V4039%TEMPLEVM.BITNET@CUNYVM.CUNY.EDU (Stan Horwitz) (01/12/88)

  The temp variables I am referring to are those needed to evaluate
the different quantities involved in the formula I mentioned.  Temps
for that case could be: TEMP1 = SUM(XY) / N and TEMP2 = SUM(X) * SUM(Y)
so that they can be included in the formula as:  SUMXY = TEMP1 - TEMP2 / N.
Of course I know the formula is not robust, it was not intended to be.
It was only meant as a short example to illustrate my point that in order
to avoid the use of temps, sometimes one can play a little mathemagic
(algebra) and write the formula in question to an order which C will
handle properly.  I did not provide the formula with the intention of
advocating it's use in numerical computations.


Stan Horwitz
V4039 at TEMPLEVM.BITNET

dhesi@bsu-cs.UUCP (Rahul Dhesi) (01/14/88)

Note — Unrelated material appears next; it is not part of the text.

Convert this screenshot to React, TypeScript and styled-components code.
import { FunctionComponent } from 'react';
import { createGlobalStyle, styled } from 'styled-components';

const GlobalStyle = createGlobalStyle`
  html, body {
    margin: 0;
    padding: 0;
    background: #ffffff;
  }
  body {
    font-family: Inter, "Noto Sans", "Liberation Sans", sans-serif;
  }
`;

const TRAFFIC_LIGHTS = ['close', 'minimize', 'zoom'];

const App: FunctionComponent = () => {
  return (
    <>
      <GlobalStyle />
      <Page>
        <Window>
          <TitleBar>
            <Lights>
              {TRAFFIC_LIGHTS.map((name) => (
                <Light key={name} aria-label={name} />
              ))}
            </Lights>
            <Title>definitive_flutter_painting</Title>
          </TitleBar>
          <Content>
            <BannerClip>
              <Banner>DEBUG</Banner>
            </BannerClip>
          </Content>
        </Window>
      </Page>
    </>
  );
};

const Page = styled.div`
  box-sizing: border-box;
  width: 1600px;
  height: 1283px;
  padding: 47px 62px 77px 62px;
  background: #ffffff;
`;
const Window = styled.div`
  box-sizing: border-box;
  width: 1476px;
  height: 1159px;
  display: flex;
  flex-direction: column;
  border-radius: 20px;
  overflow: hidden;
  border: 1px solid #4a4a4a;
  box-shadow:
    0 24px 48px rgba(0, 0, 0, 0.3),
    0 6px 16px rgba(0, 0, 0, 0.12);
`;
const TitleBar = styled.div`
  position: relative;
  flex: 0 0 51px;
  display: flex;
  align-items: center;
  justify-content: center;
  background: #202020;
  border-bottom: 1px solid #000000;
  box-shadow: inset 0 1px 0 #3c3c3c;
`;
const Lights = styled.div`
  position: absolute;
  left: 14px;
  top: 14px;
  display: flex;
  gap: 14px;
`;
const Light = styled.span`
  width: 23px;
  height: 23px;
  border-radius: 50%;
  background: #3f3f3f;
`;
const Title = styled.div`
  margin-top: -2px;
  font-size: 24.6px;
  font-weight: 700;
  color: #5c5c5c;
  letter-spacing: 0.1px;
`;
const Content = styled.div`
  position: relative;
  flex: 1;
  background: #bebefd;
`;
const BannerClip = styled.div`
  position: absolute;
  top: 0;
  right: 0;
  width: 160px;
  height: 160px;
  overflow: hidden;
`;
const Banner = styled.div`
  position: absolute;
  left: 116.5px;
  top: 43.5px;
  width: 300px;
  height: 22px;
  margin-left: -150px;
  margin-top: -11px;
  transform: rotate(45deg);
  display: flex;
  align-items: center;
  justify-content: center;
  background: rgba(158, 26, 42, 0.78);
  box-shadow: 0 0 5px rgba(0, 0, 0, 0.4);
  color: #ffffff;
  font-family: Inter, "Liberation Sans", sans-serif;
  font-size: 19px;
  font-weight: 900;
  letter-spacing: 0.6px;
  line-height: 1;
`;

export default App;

In article <7053@brl-smoke.ARPA> gwyn@brl.arpa (Doug Gwyn (VLD/VMB) <gwyn>) 
writes:
>If you had had to wade
>through all the demands for something called "honoring parentheses", it would
>be clear to you that many people perceived the "old C" license to rearrange
>a couple of special cases as a clear deficiency.

I wonder if these requests came from experienced C users.  The
discussion of this topic in comp.lang.c always seemed to me to indicate
that a lot of people do want parens to be honored, but they're mostly
Fortran programmers!

Well, what can we do about this?  Write to ANSI demanding that
Fortran88 convert all characters to ints in expressions, since not
doing so is a clear deficiency?
-- 
Rahul Dhesi         UUCP:  <backbones>!{iuvax,pur-ee,uunet}!bsu-cs!dhesi

gwyn@brl-smoke.ARPA (Doug Gwyn ) (01/15/88)

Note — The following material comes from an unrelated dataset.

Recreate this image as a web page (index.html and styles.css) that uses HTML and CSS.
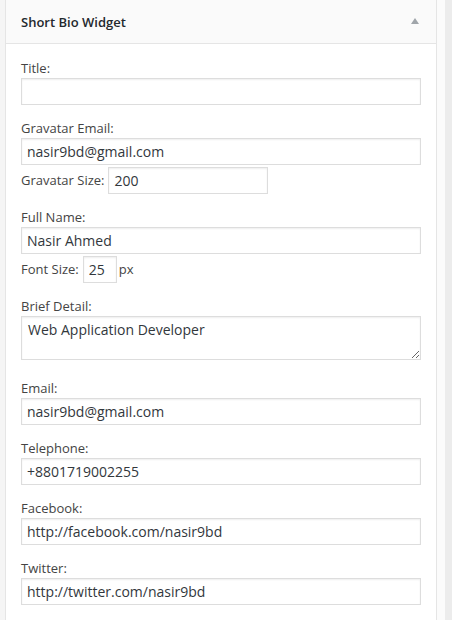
FILE: index.html
```html
<!DOCTYPE html>
<html>
<head>
<meta charset="utf-8">
<link rel="stylesheet" href="styles.css">
</head>
<body>
<div class="page">
  <div class="gutter"></div>
  <div class="widget">
    <div class="widget-top">
      <h3 class="widget-title">Short Bio Widget</h3>
      <span class="toggle"></span>
    </div>
    <div class="widget-inside">
      <div class="field">
        <label class="lbl">Title:</label>
        <input class="inp" type="text" value="">
      </div>
      <div class="field">
        <label class="lbl">Gravatar Email:</label>
        <input class="inp" type="text" value="nasir9bd@gmail.com">
        <div class="row row-size">
          <span class="row-lbl">Gravatar Size:</span>
          <input class="inp inp-size" type="text" value="200">
        </div>
      </div>
      <div class="field">
        <label class="lbl">Full Name:</label>
        <input class="inp" type="text" value="Nasir Ahmed">
        <div class="row row-size">
          <span class="row-lbl">Font Size:</span>
          <input class="inp inp-font" type="text" value="25">
          <span class="row-unit">px</span>
        </div>
      </div>
      <div class="field">
        <label class="lbl">Brief Detail:</label>
        <textarea class="inp txt">Web Application Developer</textarea>
      </div>
      <div class="field">
        <label class="lbl">Email:</label>
        <input class="inp" type="text" value="nasir9bd@gmail.com">
      </div>
      <div class="field">
        <label class="lbl">Telephone:</label>
        <input class="inp" type="text" value="+8801719002255">
      </div>
      <div class="field">
        <label class="lbl">Facebook:</label>
        <input class="inp" type="text" value="http://facebook.com/nasir9bd">
      </div>
      <div class="field">
        <label class="lbl">Twitter:</label>
        <input class="inp" type="text" value="http://twitter.com/nasir9bd">
      </div>
    </div>
  </div>
  <div class="strip"></div>
  <div class="side"></div>
</div>
</body>
</html>
```
FILE: styles.css
```css
html, body {
  margin: 0;
  padding: 0;
  height: 100%;
}
body {
  font-family: "Open Sans", "Liberation Sans", sans-serif;
  font-size: 13px;
  color: #444;
  background: #f5f5f5;
}
.page {
  display: flex;
  min-height: 620px;
}
.gutter {
  width: 5px;
  flex: 0 0 5px;
  background: #f5f5f5;
}
.widget {
  width: 430px;
  flex: 0 0 430px;
  border-left: 1px solid #e5e5e5;
  border-right: 1px solid #e5e5e5;
  background: #fff;
}
.widget-top {
  height: 43px;
  border-bottom: 1px solid #e5e5e5;
  background: #fafafa;
  display: flex;
  align-items: center;
  justify-content: space-between;
  padding: 0 17px 0 15px;
}
.widget-title {
  margin: 0;
  font-size: 13px;
  font-weight: 600;
  color: #23282d;
  line-height: 20px;
  padding-top: 1px;
}
.toggle {
  width: 0;
  height: 0;
  border-left: 4px solid transparent;
  border-right: 4px solid transparent;
  border-bottom: 6px solid #a0a5aa;
  margin-bottom: 1px;
}
.widget-inside {
  padding: 14px 15px 0 15px;
}
.field {
  margin-bottom: 13px;
}
.lbl {
  display: block;
  line-height: 20px;
  height: 20px;
}
.inp {
  display: block;
  box-sizing: border-box;
  width: 400px;
  height: 27px;
  margin: 0;
  padding: 3px 5px;
  border: 1px solid #ddd;
  border-radius: 0;
  box-shadow: inset 0 1px 2px rgba(0, 0, 0, 0.07);
  background: #fff;
  font-family: "Open Sans", "Liberation Sans", sans-serif;
  font-size: 14px;
  color: #32373c;
  outline: none;
}
.row {
  display: flex;
  align-items: center;
  height: 28px;
  margin-top: 1px;
}
.row-lbl {
  margin-right: 4px;
  line-height: 20px;
}
.inp-size {
  width: 160px;
  height: 27px;
}
.inp-font {
  width: 34px;
  height: 27px;
}
.row-unit {
  margin-left: 2px;
  line-height: 20px;
}
.txt {
  height: 44px;
  resize: vertical;
  line-height: 19px;
  padding: 3px 6px;
  margin-bottom: 18px;
  overflow: hidden;
}
.field:has(.txt) {
  margin-bottom: 0;
}
.strip {
  width: 8px;
  flex: 0 0 8px;
  background: #fbfbfb;
}
.side {
  flex: 1;
  background: #ececec;
}
```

In article <1841@bsu-cs.UUCP> dhesi@bsu-cs.UUCP (Rahul Dhesi) writes:
>... a lot of people do want parens to be honored, but they're mostly
>Fortran programmers!

They're mostly NUMERICAL programmers.  Many of them have said that they
would have used C except for its perceived deficiencies for such work,
gratuitous expression reordering being chief among them.